• **TASK TO CARRY OUT**
Every record should be repeated exactly, except that pictures are left out.
START EXERCISE INPUTS
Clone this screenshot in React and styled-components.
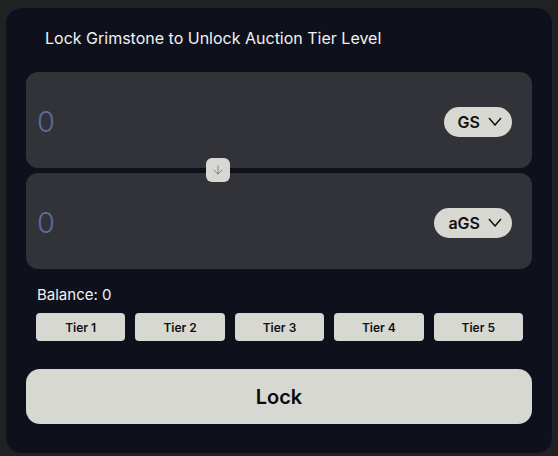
import React from "react";
import styled, { createGlobalStyle } from "styled-components";
import { ArrowDown } from "lucide-react";

const GlobalStyle = createGlobalStyle`
  html, body {
    margin: 0;
    padding: 0;
    background: #202121;
    font-family: Inter, "Liberation Sans", sans-serif;
  }
`;

const tiers = ["Tier 1", "Tier 2", "Tier 3", "Tier 4", "Tier 5"];

const App = () => {
  return (
    <Page>
      <GlobalStyle />
      <Card>
        <Title>Lock Grimstone to Unlock Auction Tier Level</Title>
        <Boxes>
          <AmountBox>
            <Amount>0</Amount>
            <TokenPill>
              GS
              <Chevron />
            </TokenPill>
          </AmountBox>
          <SwapButton>
            <ArrowDown size={14} strokeWidth={1.5} />
          </SwapButton>
          <AmountBox>
            <Amount>0</Amount>
            <TokenPill>
              aGS
              <Chevron />
            </TokenPill>
          </AmountBox>
        </Boxes>
        <Balance>Balance: 0</Balance>
        <TierRow>
          {tiers.map((t) => (
            <TierButton key={t}>{t}</TierButton>
          ))}
        </TierRow>
        <LockButton>Lock</LockButton>
      </Card>
    </Page>
  );
};

const Chevron = () => (
  <svg width="14" height="9" viewBox="0 0 14 9" fill="none">
    <polyline
      points="1,1 7,8 13,1"
      stroke="#111"
      strokeWidth="1.5"
      strokeLinejoin="miter"
    />
  </svg>
);

export default App;

const Page = styled.div`
  padding: 7px 5px 2px 5px;
`;

const Card = styled.div`
  box-sizing: border-box;
  width: 548px;
  height: 447px;
  background: #0e111c;
  border: 1px solid #1d2435;
  border-radius: 16px;
  padding: 20px 20px 0 20px;
  display: flex;
  flex-direction: column;
`;

const Title = styled.div`
  margin-left: 19px;
  font-size: 16px;
  line-height: 20px;
  color: #f2f2f2;
`;

const Boxes = styled.div`
  position: relative;
  margin-top: 24px;
  display: flex;
  flex-direction: column;
  gap: 5px;
`;

const AmountBox = styled.div`
  height: 96px;
  border-radius: 12px;
  background: #313338;
  display: flex;
  align-items: center;
  justify-content: space-between;
  padding: 3px 20px 0 11px;
  box-sizing: border-box;
`;

const Amount = styled.div`
  font-size: 29px;
  font-weight: 300;
  color: #5b6b96;
`;

const TokenPill = styled.button`
  height: 30px;
  border-radius: 15px;
  border: none;
  background: #d7d8d2;
  color: #111;
  font-family: inherit;
  font-size: 16px;
  font-weight: 600;
  padding: 0 10px 0 14px;
  display: flex;
  align-items: center;
  gap: 8px;
`;

const SwapButton = styled.div`
  position: absolute;
  left: 180px;
  top: 86px;
  width: 24px;
  height: 24px;
  border-radius: 6px;
  background: #d7d8d2;
  color: #6f7491;
  display: flex;
  align-items: center;
  justify-content: center;
`;

const Balance = styled.div`
  margin: 16px 0 0 11px;
  font-size: 15px;
  line-height: 20px;
  color: #f2f2f2;
`;

const TierRow = styled.div`
  margin: 8px 9px 0 10px;
  display: grid;
  grid-template-columns: repeat(5, 1fr);
  gap: 10px;
`;

const TierButton = styled.button`
  height: 28px;
  border: none;
  border-radius: 4px;
  background: #d7d8d2;
  color: #111;
  font-family: inherit;
  font-size: 12px;
  font-weight: 600;
`;

const LockButton = styled.button`
  margin-top: 28px;
  height: 55px;
  border: none;
  border-radius: 14px;
  background: #d7d8d2;
  color: #0a0a0a;
  font-family: inherit;
  font-size: 20px;
  font-weight: 600;
`;
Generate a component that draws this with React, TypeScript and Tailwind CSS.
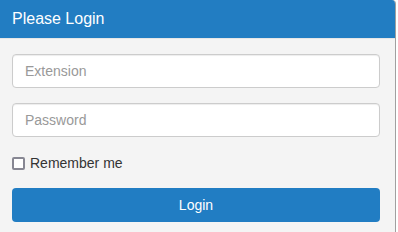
import React from "react";

export default function App() {
  return (
    <div className="w-[398px] h-[232px] bg-white overflow-hidden" style={{ fontFamily: '"Liberation Sans", Arial, sans-serif' }}>
      <div className="w-[396px] h-full bg-[#f4f4f4] border-r border-[#a0a0a0] rounded-tr-[4px] overflow-hidden">
        <div className="h-[39px] bg-[#227dc2] border-b border-[#e6e6e6] text-white text-[16px] pl-3 flex items-center">
          Please Login
        </div>
        <div className="px-3 pt-[15px] flex flex-col">
          <input
            type="text"
            placeholder="Extension"
            className="h-[34px] w-[368px] px-3 text-[14px] bg-white border border-[#cccccc] rounded-[4px] text-[#555] placeholder:text-[#999] outline-none shadow-[inset_0_1px_1px_rgba(0,0,0,0.075)]"
          />
          <input
            type="password"
            placeholder="Password"
            className="mt-[15px] h-[34px] w-[368px] px-3 text-[14px] bg-white border border-[#cccccc] rounded-[4px] text-[#555] placeholder:text-[#999] outline-none shadow-[inset_0_1px_1px_rgba(0,0,0,0.075)]"
          />
          <label className="mt-4 h-5 flex items-center text-[14px] text-[#333] leading-5">
            <input
              type="checkbox"
              className="appearance-none m-0 w-[13px] h-[13px] mr-[5px] bg-white border-2 border-[#878793] rounded-[2px]"
            />
            Remember me
          </label>
          <button className="mt-[15px] h-[34px] w-[368px] bg-[#217dc3] text-white text-[14px] rounded-[4px]">
            Login
          </button>
        </div>
      </div>
    </div>
  );
}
END EXERCISE INPUTS
• **ANSWER BELOW**
Clone this screenshot in React and styled-components.
import React from "react";
import styled, { createGlobalStyle } from "styled-components";
import { ArrowDown } from "lucide-react";

const GlobalStyle = createGlobalStyle`
  html, body {
    margin: 0;
    padding: 0;
    background: #202121;
    font-family: Inter, "Liberation Sans", sans-serif;
  }
`;

const tiers = ["Tier 1", "Tier 2", "Tier 3", "Tier 4", "Tier 5"];

const App = () => {
  return (
    <Page>
      <GlobalStyle />
      <Card>
        <Title>Lock Grimstone to Unlock Auction Tier Level</Title>
        <Boxes>
          <AmountBox>
            <Amount>0</Amount>
            <TokenPill>
              GS
              <Chevron />
            </TokenPill>
          </AmountBox>
          <SwapButton>
            <ArrowDown size={14} strokeWidth={1.5} />
          </SwapButton>
          <AmountBox>
            <Amount>0</Amount>
            <TokenPill>
              aGS
              <Chevron />
            </TokenPill>
          </AmountBox>
        </Boxes>
        <Balance>Balance: 0</Balance>
        <TierRow>
          {tiers.map((t) => (
            <TierButton key={t}>{t}</TierButton>
          ))}
        </TierRow>
        <LockButton>Lock</LockButton>
      </Card>
    </Page>
  );
};

const Chevron = () => (
  <svg width="14" height="9" viewBox="0 0 14 9" fill="none">
    <polyline
      points="1,1 7,8 13,1"
      stroke="#111"
      strokeWidth="1.5"
      strokeLinejoin="miter"
    />
  </svg>
);

export default App;

const Page = styled.div`
  padding: 7px 5px 2px 5px;
`;

const Card = styled.div`
  box-sizing: border-box;
  width: 548px;
  height: 447px;
  background: #0e111c;
  border: 1px solid #1d2435;
  border-radius: 16px;
  padding: 20px 20px 0 20px;
  display: flex;
  flex-direction: column;
`;

const Title = styled.div`
  margin-left: 19px;
  font-size: 16px;
  line-height: 20px;
  color: #f2f2f2;
`;

const Boxes = styled.div`
  position: relative;
  margin-top: 24px;
  display: flex;
  flex-direction: column;
  gap: 5px;
`;

const AmountBox = styled.div`
  height: 96px;
  border-radius: 12px;
  background: #313338;
  display: flex;
  align-items: center;
  justify-content: space-between;
  padding: 3px 20px 0 11px;
  box-sizing: border-box;
`;

const Amount = styled.div`
  font-size: 29px;
  font-weight: 300;
  color: #5b6b96;
`;

const TokenPill = styled.button`
  height: 30px;
  border-radius: 15px;
  border: none;
  background: #d7d8d2;
  color: #111;
  font-family: inherit;
  font-size: 16px;
  font-weight: 600;
  padding: 0 10px 0 14px;
  display: flex;
  align-items: center;
  gap: 8px;
`;

const SwapButton = styled.div`
  position: absolute;
  left: 180px;
  top: 86px;
  width: 24px;
  height: 24px;
  border-radius: 6px;
  background: #d7d8d2;
  color: #6f7491;
  display: flex;
  align-items: center;
  justify-content: center;
`;

const Balance = styled.div`
  margin: 16px 0 0 11px;
  font-size: 15px;
  line-height: 20px;
  color: #f2f2f2;
`;

const TierRow = styled.div`
  margin: 8px 9px 0 10px;
  display: grid;
  grid-template-columns: repeat(5, 1fr);
  gap: 10px;
`;

const TierButton = styled.button`
  height: 28px;
  border: none;
  border-radius: 4px;
  background: #d7d8d2;
  color: #111;
  font-family: inherit;
  font-size: 12px;
  font-weight: 600;
`;

const LockButton = styled.button`
  margin-top: 28px;
  height: 55px;
  border: none;
  border-radius: 14px;
  background: #d7d8d2;
  color: #0a0a0a;
  font-family: inherit;
  font-size: 20px;
  font-weight: 600;
`;
Generate a component that draws this with React, TypeScript and Tailwind CSS.
import React from "react";

export default function App() {
  return (
    <div className="w-[398px] h-[232px] bg-white overflow-hidden" style={{ fontFamily: '"Liberation Sans", Arial, sans-serif' }}>
      <div className="w-[396px] h-full bg-[#f4f4f4] border-r border-[#a0a0a0] rounded-tr-[4px] overflow-hidden">
        <div className="h-[39px] bg-[#227dc2] border-b border-[#e6e6e6] text-white text-[16px] pl-3 flex items-center">
          Please Login
        </div>
        <div className="px-3 pt-[15px] flex flex-col">
          <input
            type="text"
            placeholder="Extension"
            className="h-[34px] w-[368px] px-3 text-[14px] bg-white border border-[#cccccc] rounded-[4px] text-[#555] placeholder:text-[#999] outline-none shadow-[inset_0_1px_1px_rgba(0,0,0,0.075)]"
          />
          <input
            type="password"
            placeholder="Password"
            className="mt-[15px] h-[34px] w-[368px] px-3 text-[14px] bg-white border border-[#cccccc] rounded-[4px] text-[#555] placeholder:text-[#999] outline-none shadow-[inset_0_1px_1px_rgba(0,0,0,0.075)]"
          />
          <label className="mt-4 h-5 flex items-center text-[14px] text-[#333] leading-5">
            <input
              type="checkbox"
              className="appearance-none m-0 w-[13px] h-[13px] mr-[5px] bg-white border-2 border-[#878793] rounded-[2px]"
            />
            Remember me
          </label>
          <button className="mt-[15px] h-[34px] w-[368px] bg-[#217dc3] text-white text-[14px] rounded-[4px]">
            Login
          </button>
        </div>
      </div>
    </div>
  );
}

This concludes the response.